Gelosia o mafia le piste del doppio delitto
PORDENONE. Un ammiratore o un’ammiratrice delusa, un corteggiatore o una corteggiatrice respinta, una vendetta mafiosa, giri di sostanze sospette in palestre o discoteche. Mentre il muro eretto dai carabinieri sulle indagini si fa sempre più spesso, vengono alla luce le prime crepe sulla vita privata del sottufficiale Trifone Ragone, 28 anni, e della subassicuratrice Teresa Costanza, 30, uccisi a colpi di pistola martedì sera nel parcheggio del palazzetto dello sport di Pordenone. Su queste “ombre” si concentra l’attività degli investigatori.
Vita privata La pista più battuta – ma non più avvalorata di altre – riguarda le relazioni sociali della coppia. Dalla ricostruzione delle testimonianze raccolte sino a ieri sarebbe emerso che il militare avrebbe frequentato altre ragazze e avrebbe fatto da accompagnatore di donne anche più mature di lui. Informazioni sulle quali gli inquirenti cercano riscontri in tabulati telefonici, chat e computer. La subassicuratrice, invece, avrebbe subìto «avances insistenti» da parte di due uomini. Apprezzamenti che avrebbe confidato al compagno, descritto come «riservato, ma molto geloso», tanto da indurlo con fermezza a mettere in guardia i presunti pretendenti. Uno di questi, forse conosciuto nel periodo milanese della coppia, potrebbe essersi vendicato. Ma non è nemmeno escluso che dietro il delitto vi sia la mano di una donna follemente innamorata e delusa nelle sue aspettative. Episodi di stalking manifesto, ad ogni modo, sono «assolutamente sconosciuti alle forze dell’ordine e all’autorità giudiziaria», come affermato dal procuratore della Repubblica Marco Martani: «I giovani non risultano aver subito recentemente azioni criminali». Chi ha sparato, «lo ha fatto con la freddezza di chi non è coinvolto emotivamente».

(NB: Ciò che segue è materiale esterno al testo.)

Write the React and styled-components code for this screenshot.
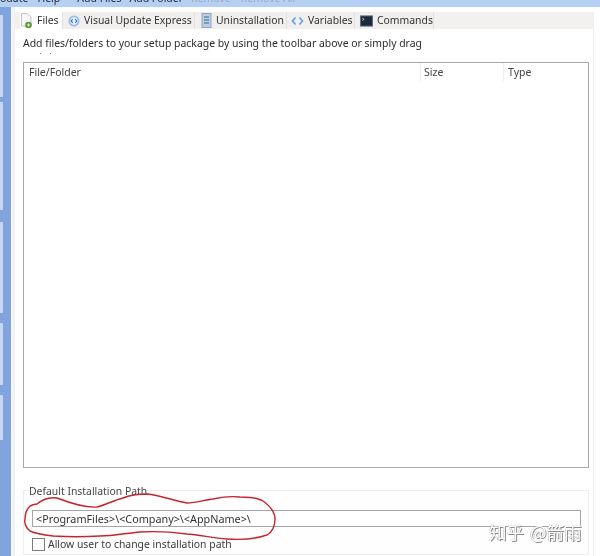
import React from "react";
import styled, { createGlobalStyle } from "styled-components";

const Global = createGlobalStyle`
  html, body { margin: 0; padding: 0; background: #fff; }
  body { font-family: "Noto Sans", "Open Sans", sans-serif; color: #2b2b2b; }
`;
const Page = styled.div`
  position: relative; width: 600px; height: 556px; overflow: hidden;
  display: flex; flex-direction: column; background: #fff; filter: blur(0.35px);
`;
const MenuBar = styled.div`
  height: 7px; flex: none; background: #b5d0f5; overflow: hidden; display: flex; align-items: flex-end;
  font-size: 10.5px; line-height: 14px; white-space: nowrap; padding-bottom: 2px; box-sizing: border-box;
`;
const MenuItem = styled.span`
  margin-left: ${p => p.$gap}px; color: ${p => p.$off ? "#a3aab8" : "#2b2b2b"};
`;
const Body = styled.div`flex: 1; display: flex; min-height: 0;`;
const Sidebar = styled.div`
  width: 11px; flex: none; background: #81a3de; display: flex; flex-direction: column; padding-top: 8px;
`;
const SidePanel = styled.div`
  width: 3px; height: ${p => p.$h}px; margin-bottom: ${p => p.$mb}px; background: #c7d6f2;
`;
const Main = styled.div`
  flex: 1; display: flex; flex-direction: column; padding: 5px 6px 0 0; min-width: 0; background: #fff;
  margin-left: 1px; border-left: 3px solid #f5f2ef;
`;
const Tabs = styled.div`
  display: flex; height: 17px; flex: none; padding-left: 5px; background: #f3f1ef; font-size: 10.4px; line-height: 17px;
`;
const Tab = styled.div`
  display: flex; align-items: center; gap: 4px; width: ${p => p.$w}px; padding-left: ${p => p.$pad}px; box-sizing: border-box; white-space: nowrap;
  background: ${p => p.$active ? "#fff" : "#f1efed"}; border-right: 1px solid #e4e2e0; color: #333;
`;
const TabBody = styled.div`
  flex: 1; display: flex; flex-direction: column; padding: 6px 4px 0 8px; border-right: 1px solid #eeeeee; background: #fff; min-height: 0;
`;
const Hint = styled.div`font-size: 10.45px; line-height: 17px; height: 17px; white-space: nowrap; color: #2c2c2c;`;
const Clip = styled.div`display: flex; gap: 9px; height: 9px; padding: 1px 0 0 17px; box-sizing: border-box;`;
const ClipDot = styled.span`width: 1px; height: 1px; background: #8a8a8a; display: block;`;
const List = styled.div`
  height: 404px; flex: none; border: 1px solid #a8a8a8; background: #fff; margin-top: 1px;
`;
const ListHead = styled.div`
  display: grid; grid-template-columns: 397px 83px 1fr; height: 18px; font-size: 10.5px; line-height: 18px; color: #444;
`;
const HeadCell = styled.div`padding-left: ${p => p.$pad}px; border-right: 1px solid ${p => p.$last ? "transparent" : "#ececec"};`;
const Group = styled.div`
  margin-top: 22px; height: 65px; flex: none; position: relative; border: 1px solid #eeeeee; background: #fefefe;
  display: flex; flex-direction: column; padding: 19px 7px 0 8px; box-sizing: border-box;
`;
const GroupTitle = styled.div`
  position: absolute; left: 5px; top: -7px; font-size: 10.4px; line-height: 15px; color: #444; background: #fff;
`;
const PathInput = styled.div`
  height: 17px; flex: none; box-sizing: border-box; border: 1px solid #a6a6a6; font-size: 10.8px; line-height: 15px;
  padding-left: 3px; color: #333; background: #fff; white-space: nowrap;
`;
const CheckRow = styled.label`
  display: flex; align-items: center; gap: 3px; margin-top: 10px; font-size: 10.4px; line-height: 14px; color: #3a3a3a; white-space: nowrap;
`;
const CheckBox = styled.span`width: 11px; height: 11px; flex: none; border: 1px solid #7d7d7d; background: #fff; display: block;`;
const Overlay = styled.svg`position: absolute; left: 0; top: 0; pointer-events: none;`;
const Watermark = styled.div`
  position: absolute; left: 489px; top: 521px; font-family: "Noto Sans CJK SC", sans-serif; font-size: 17.5px; line-height: 22px;
  color: #fff; text-shadow: 1px 1px 0 #8a8a8a, -0.5px -0.5px 0 #b5b5b5; white-space: nowrap; word-spacing: 2px;
`;

const FileIcon = () => (
  <svg width="13" height="17" viewBox="0 0 13 17">
    <path d="M1.5 1.5h6l3.5 3.5v9H1.5z" fill="#f7f7f7" stroke="#c4c4c4" />
    <circle cx="8.5" cy="13" r="3.3" fill="#5d9b3a" />
    <path d="M7 13h3M8.5 11.5v3" stroke="#e6f2dc" strokeWidth="1" />
  </svg>
);
const UpdateIcon = () => (
  <svg width="12" height="12" viewBox="0 0 13 13">
    <circle cx="6.5" cy="6.5" r="6" fill="#9dbce8" />
    <circle cx="6.5" cy="6.5" r="4" fill="#e9f1fb" />
    <path d="M5 4.5L3.6 6.5 5 8.5M8 4.5l1.4 2L8 8.5" fill="none" stroke="#3a6fc0" strokeWidth="1.2" />
  </svg>
);
const UninstallIcon = () => (
  <svg width="11" height="15" viewBox="0 0 11 15">
    <rect x="1" y="0.5" width="9" height="14" fill="#b9cde4" stroke="#8fa6c2" />
    <path d="M3 4h5M3 7h5M3 10h5" stroke="#43668f" strokeWidth="1" />
  </svg>
);
const VarIcon = () => (
  <svg width="13" height="10" viewBox="0 0 13 10">
    <path d="M4.5 1.5L1.5 5l3 3.5M8.5 1.5l3 3.5-3 3.5" fill="none" stroke="#6aa0dc" strokeWidth="1.7" />
  </svg>
);
const CmdIcon = () => (
  <svg width="13" height="12" viewBox="0 0 14 12">
    <rect x="0.5" y="0.5" width="13" height="11" fill="#1d2b38" stroke="#5c6f80" />
    <path d="M2.5 3l2 1.2-2 1.2" fill="none" stroke="#cfd8df" strokeWidth="0.9" />
  </svg>
);

export default function App() {
  return (
    <Page>
      <Global />
      <MenuBar>
        <MenuItem $gap={0}>odate</MenuItem>
        <MenuItem $gap={9}>Help</MenuItem>
        <MenuItem $gap={17}>Add Files</MenuItem>
        <MenuItem $gap={8}>Add Folder</MenuItem>
        <MenuItem $off $gap={8}>Remove</MenuItem>
        <MenuItem $off $gap={10}>Remove All</MenuItem>
      </MenuBar>
      <Body>
        <Sidebar>
          <SidePanel $h={82} $mb={5} />
          <SidePanel $h={108} $mb={12} />
          <SidePanel $h={91} $mb={10} />
          <SidePanel $h={62} $mb={10} />
          <SidePanel $h={45} $mb={0} />
        </Sidebar>
        <Main>
          <Tabs>
            <Tab $active $w={43} $pad={0}><FileIcon />Files</Tab>
            <Tab $w={132} $pad={5}><UpdateIcon />Visual Update Express</Tab>
            <Tab $w={92} $pad={6}><UninstallIcon />Uninstallation</Tab>
            <Tab $w={68} $pad={4}><VarIcon />Variables</Tab>
            <Tab $w={79} $pad={5}><CmdIcon />Commands</Tab>
          </Tabs>
          <TabBody>
            <Hint>Add files/folders to your setup package by using the toolbar above or simply drag</Hint>
            <Clip><ClipDot /><ClipDot /></Clip>
            <List>
              <ListHead>
                <HeadCell $pad={5}>File/Folder</HeadCell>
                <HeadCell $pad={3}>Size</HeadCell>
                <HeadCell $last $pad={4}>Type</HeadCell>
              </ListHead>
            </List>
            <Group>
              <GroupTitle>Default Installation Path</GroupTitle>
              <PathInput>{"<ProgramFiles>\\<Company>\\<AppName>\\"}</PathInput>
              <CheckRow><CheckBox />Allow user to change installation path</CheckRow>
            </Group>
          </TabBody>
        </Main>
      </Body>
      <Overlay width="600" height="556" viewBox="0 0 600 556">
        <path
          d="M37 504 C43 499 50 497 57 498 C70 503 84 508 97 507 C106 505 114 500 123 498 C130 495 138 494 147 494 C160 495 174 501 187 503 C196 503 204 500 213 499 C222 497 231 496 240 497 C250 497 258 498 263 501 C270 506 275 512 275 519 C275 527 272 532 267 535 C255 539 240 540 227 539 C213 538 200 535 187 534 C172 532 155 531 140 532 C127 533 113 536 100 536 C85 537 68 537 53 536 C44 535 36 534 30 531 C26 528 24 523 25 519 C25 514 27 509 30 506 C32 505 34 504 37 504 Z"
          fill="none" stroke="#c4242b" strokeWidth="1.4"
        />
      </Overlay>
      <Watermark>知乎 @箭雨</Watermark>
    </Page>
  );
}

La pista mafiosa Teresa Costanza, originaria di Favara (Agrigento), si era trasferita, con la famiglia, a San Donato Milanese nel 2006. Nel 1995, Antonio Costanza, zio della ragazza e fratello del padre, era sparito da Favara, vittima di «lupara bianca». A chiarire i contorni di quella scomparsa sono stati alcuni collaboratori di giustizia. I pentiti raccontarono ai magistrati che Antonio Costanza venne ucciso e poi sepolto con la sua auto in un terreno di Campofranco. La «lupara bianca» era stata decisa da Cosa Nostra. Costanza sarebbe stato erroneamente indicato come la spia che avrebbe indicato agli investigatori il nascondiglio del boss. Il padre di Teresa, imprenditore edile, non ha mai frequentato ambienti mafiosi.
Doping e stupefacenti È la pista meno avvalorata. La coppia frequentava palestre e discoteche. Ambienti dove non si esclude possano essere venuti a conoscenza di giri di sostanze dopanti o stupefacenti, di cui non avevano mai fatto uso. Possono avere visto o saputo di giri illeciti? In questo quadro si inserisce una possibile esecuzione che ha il sapore dell’eliminazione di testimoni scomodi.

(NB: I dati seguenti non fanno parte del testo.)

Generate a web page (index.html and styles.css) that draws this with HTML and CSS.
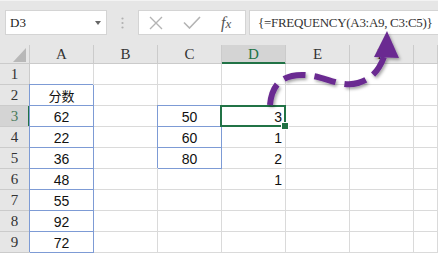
FILE: index.html
```html
<!DOCTYPE html>
<html>
<head>
	<title>FREQUENCY</title>
	<link rel="stylesheet" href="styles.css">
</head>
<body>
	<div class="toolbar">
		<div class="namebox">
			<span>D3</span>
			<svg width="6" height="4" viewBox="0 0 6 4"><polygon points="0,0 6,0 3,4" fill="#666"/></svg>
		</div>
		<div class="grip">
			<svg width="3" height="12" viewBox="0 0 3 12">
				<circle cx="1.5" cy="1.5" r="1.1" fill="#b0b0b0"/>
				<circle cx="1.5" cy="6" r="1.1" fill="#b0b0b0"/>
				<circle cx="1.5" cy="10.5" r="1.1" fill="#b0b0b0"/>
			</svg>
		</div>
		<div class="fbuttons">
			<svg class="cancel" width="14" height="14" viewBox="0 0 14 14">
				<path d="M1 1 L13 13 M13 1 L1 13" stroke="#b4b4b4" stroke-width="1.4" fill="none"/>
			</svg>
			<svg class="ok" width="18" height="13" viewBox="0 0 18 13">
				<path d="M1 6.5 L6.5 12 L17 1" stroke="#b4b4b4" stroke-width="1.6" fill="none"/>
			</svg>
			<span class="fx">f<span>x</span></span>
		</div>
		<div class="formula">{=FREQUENCY(A3:A9, C3:C5)}</div>
	</div>

	<div class="sheet">
		<div class="c h corner">
			<svg width="29" height="18" viewBox="0 0 29 18"><polygon points="26,3 26,17 13,17" fill="#b8b8b8"/></svg>
		</div>
		<div class="c h">A</div>
		<div class="c h">B</div>
		<div class="c h">C</div>
		<div class="c h active-col">D</div>
		<div class="c h">E</div>
		<div class="c h">F</div>
		<div class="c h"></div>

		<div class="c h">1</div>
		<div class="c"></div><div class="c"></div><div class="c"></div><div class="c"></div><div class="c"></div><div class="c"></div><div class="c"></div>

		<div class="c h">2</div>
		<div class="c blue cjk">分数</div>
		<div class="c"></div><div class="c"></div><div class="c"></div><div class="c"></div><div class="c"></div><div class="c"></div>

		<div class="c h active-row">3</div>
		<div class="c blue">62</div>
		<div class="c"></div>
		<div class="c blue">50</div>
		<div class="c num sel">3</div>
		<div class="c"></div><div class="c"></div><div class="c"></div>

		<div class="c h">4</div>
		<div class="c blue">22</div>
		<div class="c"></div>
		<div class="c blue">60</div>
		<div class="c num">1</div>
		<div class="c"></div><div class="c"></div><div class="c"></div>

		<div class="c h">5</div>
		<div class="c blue">36</div>
		<div class="c"></div>
		<div class="c blue">80</div>
		<div class="c num">2</div>
		<div class="c"></div><div class="c"></div><div class="c"></div>

		<div class="c h">6</div>
		<div class="c blue">48</div>
		<div class="c"></div>
		<div class="c"></div>
		<div class="c num">1</div>
		<div class="c"></div><div class="c"></div><div class="c"></div>

		<div class="c h">7</div>
		<div class="c blue">55</div>
		<div class="c"></div><div class="c"></div><div class="c"></div><div class="c"></div><div class="c"></div><div class="c"></div>

		<div class="c h">8</div>
		<div class="c blue">92</div>
		<div class="c"></div><div class="c"></div><div class="c"></div><div class="c"></div><div class="c"></div><div class="c"></div>

		<div class="c h">9</div>
		<div class="c blue">72</div>
		<div class="c"></div><div class="c"></div><div class="c"></div><div class="c"></div><div class="c"></div><div class="c"></div>
	</div>

	<!-- dashed arrow pointing from D3 to the formula -->
	<svg class="arrow" width="438" height="254" viewBox="0 0 438 254">
		<defs>
			<filter id="shadow" x="-10%" y="-10%" width="130%" height="130%">
				<feDropShadow dx="1.5" dy="2" stdDeviation="1.4" flood-color="#000" flood-opacity="0.35"/>
			</filter>
		</defs>
		<g filter="url(#shadow)">
			<path d="M270 105 C272 82 285 74 305 75 C325 76 340 88 358 83 C372 79 379 70 384 57"
				stroke="#6a2c91" stroke-width="6" fill="none" stroke-dasharray="22 9"/>
			<polygon points="387,31 374,57 399,58" fill="#6a2c91"/>
		</g>
	</svg>
</body>
</html>
```

FILE: styles.css
```css
* {
	box-sizing: border-box;
}

body {
	margin: 0;
	width: 438px;
	height: 254px;
	overflow: hidden;
	position: relative;
	background: #fff;
	font-family: "Liberation Sans", Arial, sans-serif;
}

.toolbar {
	height: 45px;
	background: #e6e6e6;
	border-top: 1px solid #f3f3f3;
	display: flex;
	align-items: flex-start;
	padding: 9px 0 0 5px;
}

.namebox {
	width: 102px;
	height: 25px;
	background: #fff;
	border: 1px solid #d4d4d4;
	display: flex;
	align-items: center;
	justify-content: space-between;
	padding: 0 5px 0 4px;
	font-family: "Liberation Serif", serif;
	font-size: 13px;
	color: #222;
}

.grip {
	width: 31px;
	height: 25px;
	display: flex;
	align-items: center;
	justify-content: center;
}

.fbuttons {
	width: 108px;
	height: 25px;
	background: #fff;
	border: 1px solid #d4d4d4;
	display: flex;
	align-items: center;
	padding-left: 10px;
}

.fbuttons .ok {
	margin-left: 20px;
}

.fx {
	margin-left: 20px;
	font-family: "Liberation Serif", serif;
	font-style: italic;
	font-size: 16px;
	color: #555;
}

.fx span {
	font-size: 13px;
}

.formula {
	flex: 1;
	height: 25px;
	margin-left: 3px;
	background: #fff;
	border: 1px solid #d4d4d4;
	border-right: none;
	padding-left: 8px;
	font-family: "Liberation Serif", serif;
	font-size: 13px;
	letter-spacing: -0.3px;
	line-height: 23px;
	color: #333;
	white-space: nowrap;
}

.sheet {
	display: grid;
	grid-template-columns: 30px repeat(6, 64px) 24px;
	grid-template-rows: 19px repeat(9, 21px);
}

.c {
	background: #fff;
	border-right: 1px solid #dadada;
	border-bottom: 1px solid #dadada;
	display: flex;
	align-items: center;
	justify-content: center;
	font-size: 14px;
	color: #111;
	padding-top: 1px;
}

.h {
	background: #e6e6e6;
	border-color: #cbcbcb;
	font-family: "Liberation Serif", serif;
	font-size: 15px;
	color: #333;
}

.corner {
	padding: 0;
	align-items: flex-start;
	justify-content: flex-start;
}

.active-col {
	background: #d4d4d4;
	color: #217346;
	border-bottom-color: #217346;
	box-shadow: inset 0 -1px 0 #217346;
}

.active-row {
	background: #d4d4d4;
	color: #4a7a5a;
	border-right-color: #217346;
	box-shadow: inset -1px 0 0 #217346;
}

.blue {
	border-color: #7d9bd5;
	box-shadow: -1px -1px 0 #7d9bd5;
}

.cjk {
	font-family: "Noto Sans CJK SC", sans-serif;
	font-size: 13px;
}

.num {
	justify-content: flex-end;
	padding-right: 3px;
}

.sel {
	position: relative;
}

.sel::after {
	content: "";
	position: absolute;
	top: -1px;
	left: -2px;
	right: -1px;
	bottom: -1px;
	border: 2px solid #217346;
}

.sel::before {
	content: "";
	position: absolute;
	right: -4px;
	bottom: -4px;
	width: 6px;
	height: 6px;
	background: #217346;
	border: 1px solid #fff;
	z-index: 1;
}

.arrow {
	position: absolute;
	left: 0;
	top: 0;
	pointer-events: none;
}
```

Il killer «L’arma utilizzata, una comune calibro 7.65, è poco potente e a volte inefficace. Non è una pistola che viene usata da killer professionisti. In questo caso uno solo senz’altro e con l’intenzione di uccidere», ha detto il procuratore. I giovani non hanno avuto il tempo di reagire. Conoscevano il loro assassino? «È probabile che lo conoscessero o che non avessero motivo di sospettare. In una città tranquilla chiunque, magari alla richiesta di una informazione, aprirebbe la porta o abbasserebbe il finestrino dell’auto».
Famiglie sorprese I genitori e i due fratelli di Teresa Costanza, i genitori, la sorella e i fratelli di Trifone Ragone, sono stati nuovamente sentiti, a lungo, ieri, nella caserma del comando provinciale dei carabinieri. Sentiti ieri anche due militari del 132° reggimento carri di Cordenons, dove Trifone Ragone era in servizio, in ferma triennale, dall’ottobre 2012. Un anziano si è fatto avanti coi carabinieri: risiede nella zona del Sacro Cuore e avrebbe riferito sulla presenza sospetta, nei giorni precedenti il delitto, di un uomo nel parcheggio del palasport.